For younger streamers, the incidents can be more than an annoyance. Ballnik has spent a lot of time trying to convince his parents that streaming is a safe, viable career. Every time something like this happens, it sets that dialog back.
“My mom never thought I should be putting my face on the Internet because there are ‘bad people’ on the Internet,” Ballnik said. “Now she feels vindicated and has no idea how things like this can happen, which isn’t fun for either of us. I had to spend several hours trying to explain that no one is going to come to our house and hurt us. I mean that is a literal concern of hers: That someone would come and stab me in my sleep.
“Things like this really don’t exactly put her at ease.”
But it could have been much worse, Ballnik said. And at least now he’s established a dialogue with the police to ensure any future swatting attempts are greeted with a healthy scepticism.
Jordan “n0thing” Gilbert, one of America’s most successful Counter-Strike players, was less fortunate. He was streaming some pickup games with friends on July 10, just a few days after Ballnik’s brush with the law, when he heard sirens outside.
“I have been pranked like this before, ” he said. “But normally just fire trucks coming, thinking my house was burning or something similar.”
This time, since the sirens weren’t on his street, he didn’t think anything of it. A few minutes later, however, he saw his father, just returned from work, “waving to somebody at the end of our street.”
“False alarm guys,” Gilbert heard his father say.
It was then that he decided to go and check what was happening. In the video, Gilbert says “be right back, I think I heard something.” The camera then shows three SWAT officers enter his bedroom with automatic rifles and start searching under the bed.

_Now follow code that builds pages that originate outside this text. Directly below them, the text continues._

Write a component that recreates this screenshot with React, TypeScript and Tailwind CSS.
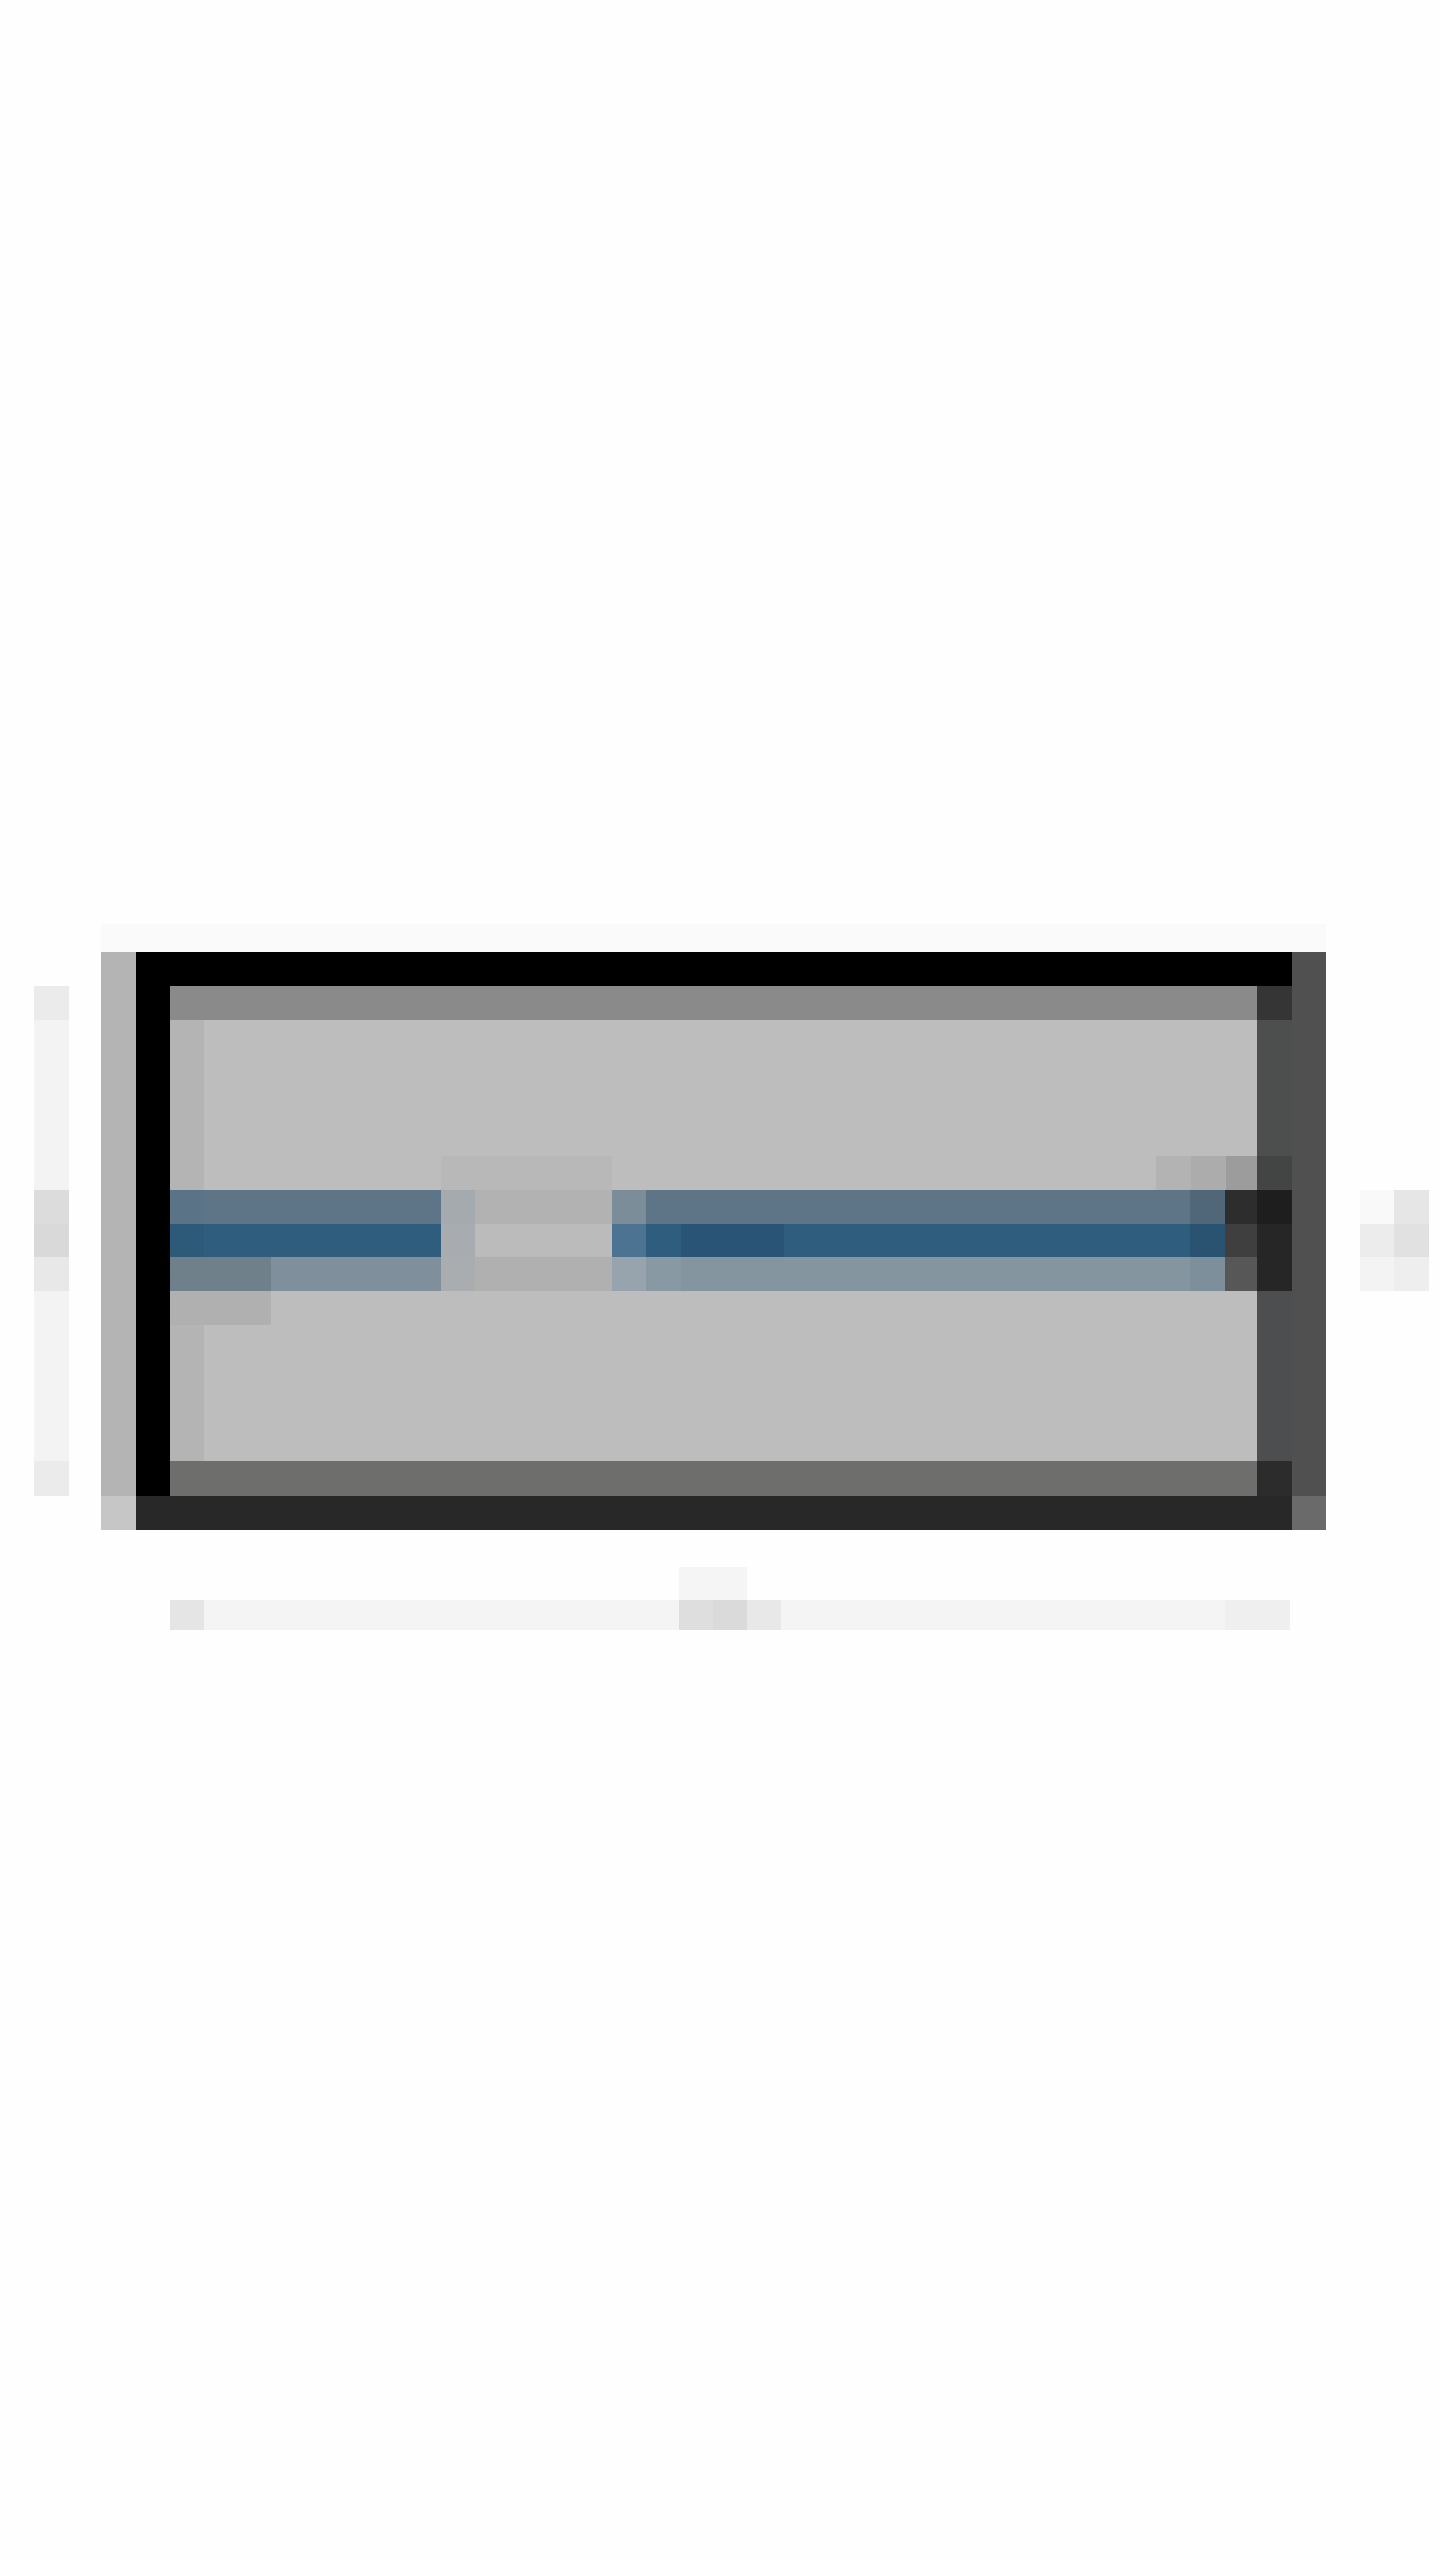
import React from "react";

type Seg = { w: number; c: string };

// one horizontal strip of flat colour blocks
function Strip({ segs, h }: { segs: Seg[]; h: string }) {
  return (
    <div className={`flex ${h}`}>
      {segs.map((s, i) => (
        <div key={i} style={{ width: s.w, backgroundColor: s.c }} />
      ))}
    </div>
  );
}

const blueRows: Seg[][] = [
  [
    { w: 34, c: "#5b7386" },
    { w: 67, c: "#5e7588" },
    { w: 170, c: "#5e7588" },
    { w: 34, c: "#a5aaaf" },
    { w: 137, c: "#b2b2b2" },
    { w: 34, c: "#7c8d9a" },
    { w: 35, c: "#5e7588" },
    { w: 103, c: "#5e7588" },
    { w: 406, c: "#5e7588" },
    { w: 35, c: "#4f6778" },
    { w: 32, c: "#2d2d2d" },
  ],
  [
    { w: 34, c: "#2e5a7a" },
    { w: 67, c: "#2e5d7e" },
    { w: 170, c: "#2e5d7e" },
    { w: 34, c: "#a8abaf" },
    { w: 137, c: "#bbbbbb" },
    { w: 34, c: "#4c7391" },
    { w: 35, c: "#2e5d7e" },
    { w: 103, c: "#2a5475" },
    { w: 406, c: "#2e5d7e" },
    { w: 35, c: "#2a5371" },
    { w: 32, c: "#3f3f3f" },
  ],
  [
    { w: 34, c: "#6f808b" },
    { w: 67, c: "#6f808b" },
    { w: 170, c: "#7f909c" },
    { w: 34, c: "#a9adb0" },
    { w: 137, c: "#b0b0b0" },
    { w: 34, c: "#97a4ad" },
    { w: 35, c: "#8899a4" },
    { w: 103, c: "#8595a0" },
    { w: 406, c: "#8495a0" },
    { w: 35, c: "#7e8f9c" },
    { w: 32, c: "#575757" },
  ],
];

function Inner() {
  return (
    <div className="flex w-[1087px] flex-col">
      <div className="h-[34px] bg-[#8a8a8a]" />
      <div className="flex h-[136px]">
        <div className="w-[34px] bg-[#b4b4b4]" />
        <div className="flex-1 bg-[#bdbdbd]" />
      </div>
      <Strip
        h="h-[34px]"
        segs={[
          { w: 34, c: "#b4b4b4" },
          { w: 237, c: "#bdbdbd" },
          { w: 171, c: "#b8b8b8" },
          { w: 544, c: "#bdbdbd" },
          { w: 35, c: "#b3b3b3" },
          { w: 35, c: "#acacac" },
          { w: 31, c: "#9c9c9c" },
        ]}
      />
      {blueRows.map((r, i) => (
        <Strip key={i} segs={r} h={i === 1 ? "h-[33px]" : "h-[34px]"} />
      ))}
      <Strip
        h="h-[34px]"
        segs={[
          { w: 101, c: "#b0b0b0" },
          { w: 986, c: "#bdbdbd" },
        ]}
      />
      <div className="flex h-[136px]">
        <div className="w-[34px] bg-[#b4b4b4]" />
        <div className="flex-1 bg-[#bdbdbd]" />
      </div>
      <div className="h-[35px] bg-[#6e6e6c]" />
    </div>
  );
}

function Frame() {
  return (
    <div className="flex w-[1156px] flex-col">
      <div className="h-[34px] bg-black" />
      <div className="flex h-[510px]">
        <div className="w-[34px] bg-black" />
        <Inner />
        <div className="flex w-[35px] flex-col">
          <div className="h-[34px] bg-[#353535]" />
          <div className="h-[136px] bg-[#4d4f4f]" />
          <div className="h-[34px] bg-[#434545]" />
          <div className="h-[34px] bg-[#1e1e1e]" />
          <div className="h-[67px] bg-[#262626]" />
          <div className="h-[170px] bg-[#4c4e4f]" />
          <div className="h-[35px] bg-[#2c2c2c]" />
        </div>
      </div>
      <div className="h-[34px] bg-[#282828]" />
    </div>
  );
}

export default function App() {
  return (
    <div className="flex h-[2560px] w-[1440px] flex-col bg-[#fefefe] pt-[924px]">
      <div className="ml-[101px] h-[28px] w-[1225px] bg-[#fafafa]" />
      <div className="flex h-[578px]">
        <div className="ml-[34px] mt-[34px] flex h-[510px] w-[35px] flex-col">
          <div className="h-[34px] bg-[#ebebeb]" />
          <div className="h-[170px] bg-[#f3f3f3]" />
          <div className="h-[34px] bg-[#dcdcdc]" />
          <div className="h-[33px] bg-[#d9d9d9]" />
          <div className="h-[34px] bg-[#e8e8e8]" />
          <div className="h-[170px] bg-[#f3f3f3]" />
          <div className="h-[35px] bg-[#ebebeb]" />
        </div>
        <div className="w-[32px]" />
        <div className="flex w-[35px] flex-col">
          <div className="h-[544px] bg-[#b4b4b4]" />
          <div className="h-[34px] bg-[#c6c6c6]" />
        </div>
        <Frame />
        <div className="flex w-[34px] flex-col">
          <div className="h-[544px] bg-[#505050]" />
          <div className="h-[34px] bg-[#6a6a6a]" />
        </div>
        <div className="ml-[34px] mt-[238px] grid h-[101px] w-[69px] grid-cols-[34px_35px] grid-rows-[34px_33px_34px]">
          <div className="bg-[#f9f9f9]" />
          <div className="bg-[#e6e6e6]" />
          <div className="bg-[#ececec]" />
          <div className="bg-[#e1e1e1]" />
          <div className="bg-[#f3f3f3]" />
          <div className="bg-[#eeeeee]" />
        </div>
      </div>
      <div className="ml-[679px] mt-[37px] h-[33px] w-[68px] bg-[#f5f5f5]" />
      <div className="ml-[170px] h-[30px]">
        <Strip
          h="h-[30px]"
          segs={[
            { w: 34, c: "#e5e5e5" },
            { w: 475, c: "#f4f4f4" },
            { w: 34, c: "#dedede" },
            { w: 34, c: "#dadada" },
            { w: 34, c: "#e8e8e8" },
            { w: 444, c: "#f4f4f4" },
            { w: 65, c: "#efefef" },
          ]}
        />
      </div>
    </div>
  );
}
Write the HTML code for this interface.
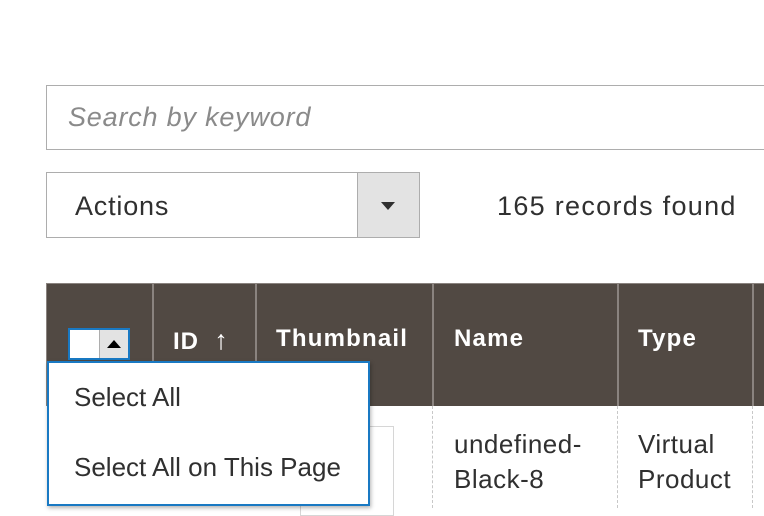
<!DOCTYPE html>
<html><head><style>
*{box-sizing:border-box;margin:0;padding:0}
body{width:764px;height:508px;overflow:hidden;background:#fff;font-family:"Liberation Sans",sans-serif;color:#303030;position:relative}
.abs{position:absolute}
</style></head><body>
<div class="abs" style="left:46px;top:85px;width:740px;height:65px;border:1px solid #adadad;"></div>
<div class="abs" style="left:68px;top:102px;font-size:27px;font-style:italic;color:#8a8a8a;letter-spacing:0.8px">Search by keyword</div>

<div class="abs" style="left:46px;top:172px;width:374px;height:66px;border:1px solid #adadad;"></div>
<div class="abs" style="left:75px;top:191px;font-size:27px;color:#303030;letter-spacing:0.8px">Actions</div>
<div class="abs" style="left:357px;top:173px;width:62px;height:64px;background:#e3e3e3;border-left:1px solid #adadad;"></div>
<div class="abs" style="left:381px;top:202px;width:0;height:0;border-left:7px solid transparent;border-right:7px solid transparent;border-top:8px solid #303030;"></div>
<div class="abs" style="left:497px;top:191px;font-size:27px;color:#303030;letter-spacing:1.3px">165 records found</div>

<div class="abs" style="left:46px;top:283px;width:720px;height:123px;background:#514943;border:1px solid #8a837f;border-bottom:none"></div>
<div class="abs" style="left:152px;top:283px;width:2px;height:123px;background:#8a837f"></div>
<div class="abs" style="left:255px;top:283px;width:2px;height:123px;background:#8a837f"></div>
<div class="abs" style="left:432px;top:283px;width:2px;height:123px;background:#8a837f"></div>
<div class="abs" style="left:617px;top:283px;width:2px;height:123px;background:#8a837f"></div>
<div class="abs" style="left:752px;top:283px;width:2px;height:123px;background:#8a837f"></div>
<div class="abs" style="left:173px;top:325px;font-size:24px;font-weight:bold;color:#fff;letter-spacing:1px">ID&nbsp;&nbsp;<span style="font-weight:normal;font-size:27px">↑</span></div>
<div class="abs" style="left:276px;top:325px;font-size:24px;font-weight:bold;color:#fff;letter-spacing:1.2px">Thumbnail</div>
<div class="abs" style="left:454px;top:325px;font-size:24px;font-weight:bold;color:#fff;letter-spacing:1.2px">Name</div>
<div class="abs" style="left:638px;top:325px;font-size:24px;font-weight:bold;color:#fff;letter-spacing:1.2px">Type</div>

<div class="abs" style="left:432px;top:406px;height:102px;border-left:1px dashed #c8c8c8"></div>
<div class="abs" style="left:617px;top:406px;height:102px;border-left:1px dashed #c8c8c8"></div>
<div class="abs" style="left:752px;top:406px;height:102px;border-left:1px dashed #c8c8c8"></div>
<div class="abs" style="left:300px;top:426px;width:94px;height:90px;border:1px solid #d6d6d6"></div>
<div class="abs" style="left:454px;top:427px;font-size:26px;line-height:35px;color:#303030;letter-spacing:0.5px">undefined-<br>Black-8</div>
<div class="abs" style="left:638px;top:427px;font-size:26px;line-height:35px;color:#303030;letter-spacing:0.5px">Virtual<br>Product</div>

<div class="abs" style="left:68px;top:328px;width:62px;height:32px;border:2px solid #1979c3;background:#fff"></div>
<div class="abs" style="left:99px;top:330px;width:29px;height:28px;background:#e3e3e3;border-left:1px solid #adadad"></div>
<div class="abs" style="left:107px;top:340px;width:0;height:0;border-left:7px solid transparent;border-right:7px solid transparent;border-bottom:8px solid #000"></div>

<div class="abs" style="left:47px;top:361px;width:323px;height:145px;background:#fff;border:2px solid #1979c3;box-shadow:1px 2px 4px rgba(0,0,0,.3)"></div>
<div class="abs" style="left:74px;top:382px;font-size:26px;color:#303030;">Select All</div>
<div class="abs" style="left:74px;top:452px;font-size:26px;color:#303030;">Select All on This Page</div>
</body></html>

His teammates are slow to realize what’s happening. But when they finally do, they shrug it off.
“Well it happens every week, so I’m sure he’s used to it by now,” one says.
According to Gilbert, who now plays with top North American esports organization Cloud9, his family knew enough about swatting to help defuse the situation. “[My father] was well aware of what swatting is, because I basically informed my whole household what might happen to me, based on previous events” he explained.
In 2013, the FBI placed the number of swatting incidents at about 400 per year.
Gilbert advised future victims to remain calm at all times: “I let them handcuff me. Me and my father then proceeded to calmly explain what was going on and the officers actually were quite responsive to my story and uncuffed us while the other officers quickly scanned my home.”
When the whole thing was over, Gilbert made sure to continue the dialog with police, ensuring that the next time it happens, law enforcement at least try to communicate before wasting resources on another hoax.
“After talking with them, the 911 emergency response unit has placed a marker near our home address” he continued. “They have a protocol when serious emergencies are called into my address. This way they will give us a call before responding with such force.”
Swatting isn’t just confined to popular streamers who broadcast the biggest esports titles. It’s been going on for years—if mostly limited to wannabe hackers and trolls from the darker corners of the Internet.
In 2013, the FBI placed the number of swatting incidents at about 400 per year. But that estimate seems conservative. As the Verge reported in 2013, Google trends show a significant increase in the use of the term “swatting” in early 2013, and there have been frequent spikes since. And the FBI’s methodology hardly seems scientific. The bureau calculates its number based on “local law enforcement calls received about once a month; interviews of individuals arrested; and a review of social media with perpetrators bragging about it,” a representative told the Verge.
Despite this increase in awareness and the instances themselves, law enforcement seems to remain not only behind the curve in terms of knowledge, but also toothless when it comes to tracking down offenders. The number of arrests relating to swatting incidents remains startlingly low, even if there have been a few high profile arrests. In March, 2013, police busted the perpetrator of a pair of high profile swatting pranks against big-name celebrities Ashton Kutcher and Justin Bieber. The suspect was a 12-year-old boy.
It was inevitable that the trend would find its way into the growing world of esports, where the best competitive gamers have become mini-celebrities in their own right thanks to broadcasting platforms like Twitch. That said, you don’t need to have a huge following to find yourself a victim of swatting. Last month police raided the home of Caleb Hart, a bodybuilder and holder of numerous world records in “speed running”—trying to complete single player games in as fast a time as possible.
Hart was in the middle of a Mega Man X speed run when the police knocked on his door. Clearly not believing what was happening, he kept playing, until it became evident the police were not kidding around.
“Who the hell did this?” he asks. “This is not cool. Why would you guys do this? Are you kidding me? This is actually happening?”
In full view of his audience, Hart then tries to explain what was happening. He shows the officers his streaming rig—and the Twitch chat. That’s when one viewer, maybe the prankster himself, makes a donation with the name “F The Police” in full view of the officers. Hart is left with the awkward task of explaining that he didn’t know the people he was interacting with online—and had no control over their behavior.
In Hart’s case, this was clearly not just a prank call designed to be an inconvenience. Towards the end of the video, the police officers start to listen to the still-ongoing call.
“The cops are in my house with a gun right now,” the prankster says. “I’m gonna kill them… I’m hiding in the basement. They’re speaking to my brother upstairs.”
The video ends when cops realize Hart is still streaming and ask him to shut it down. There was at least one positive for Hart: He received a record number of donations following the incident. The swatting was broadcasted to about 1,200 live viewers, but his followers jumped to 22,000 not long after.